Physicians who prescribe no more than a three-week course of antibiotics will typically recommend watchful waiting rather than prescribing additional antibiotic treatment for patients suffering with persistent symptoms. However, two leading research groups have described the dangers in not taking action.
Investigators at Johns Hopkins University School of Medicine reported that 11 (14.47%) of their patients suffered from PTLDS at either the 6- or 12-month follow-up visit, despite receiving a one-time, 3-week course of doxycycline.  An additional 29 (38.16%) remained symptomatic. Only 36 (47.37%) of the Hopkins patients returned to their usual health at six and twelve months. 
More than 50% of the patients remained ill 6 to 12 months after their initial treatment for
Lyme disease, according to the Johns Hopkins study.
Meanwhile, investigators at New York Medical College (NYMC) looked at patients with culture-confirmed early Lyme disease, 11 to 20 years after they received antibiotic treatment. They found that 11% of patients, with a mean age of 45, suffered from PTLDS after receiving prompt treatment.  In addition, 66.2% of women and 73.7% of men in their study developed intercurrent co-morbidity. And 57.9% of women and 40.8% of men required intercurrent hospitalizations. The NYMC authors did not disclose whether any of their patients’ intercurrent illnesses or hospitalizations were related to Lyme disease.
Retreatment approach to Lyme disease
The Johns Hopkins investigators pointed out that physicians in actual practice are retreating patients with antibiotics despite recommendations by some in the medical community to simply take the watch and wait approach. “The use of short-term antibiotic retreatment in the early, post-treatment phase of Lyme disease has yet to be formally tested, although it may be widely applied in clinical practice.” [3,4]
A study, in fact, exploring the health insurance claims database confirmed that retreatment is widely practiced.  The database identified 488 doctors who prescribed longer courses of antibiotics with 18% of Lyme disease patients prescribed long-term antibiotics for an average of 86 days. The study also found 43% of patients were switched from one antibiotic to another, while 18% were prescribed combinations of antibiotics.
The one size fits all approach is not effective in successfully treating Lyme disease. It would be reasonable to inform patients that doctors are divided on the watchful waiting approach and the efficacy of retreating patients. It would also be reasonable to develop protocols that are effective for patients to avoid Post-Treatment Lyme Disease Syndrome.
- Aucott JN, Soloski MJ, Rebman AW, et al. CCL19 as a Chemokine Risk Factor for Post-Treatment Lyme Disease Syndrome: A Prospective Clinical Cohort Study.

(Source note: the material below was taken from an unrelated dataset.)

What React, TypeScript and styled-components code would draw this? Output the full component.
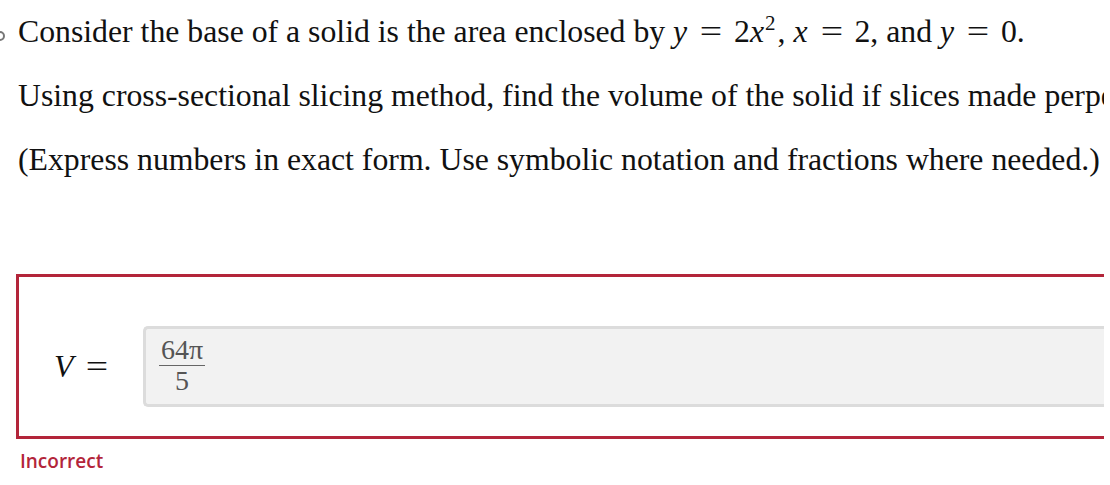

Clin Vaccine Immunol. 2016.
- Weitzner E, Visintainer P, Wormser GP. Comparison of males versus females with culture-confirmed early Lyme disease at presentation and at 11-20 years after diagnosis. Diagn Microbiol Infect Dis. 2016.
- Nadelman RB, Luger SW, Frank E, Wisniewski M, Collins JJ, Wormser GP. Comparison of cefuroxime axetil and doxycycline in the treatment of early Lyme disease. Ann Intern Med. 1992;117(4):273-280.
- Massarotti EM, Luger SW, Rahn DW, et al. Treatment of early Lyme disease. Am J Med. 1992;92(4):396-403.
- Tseng YJ, Cami A, Goldmann DA, DeMaria A, Jr., Mandl KD. Incidence and Patterns of Extended-Course Antibiotic Therapy in Patients Evaluated for Lyme Disease. Clin Infect Dis. 2015.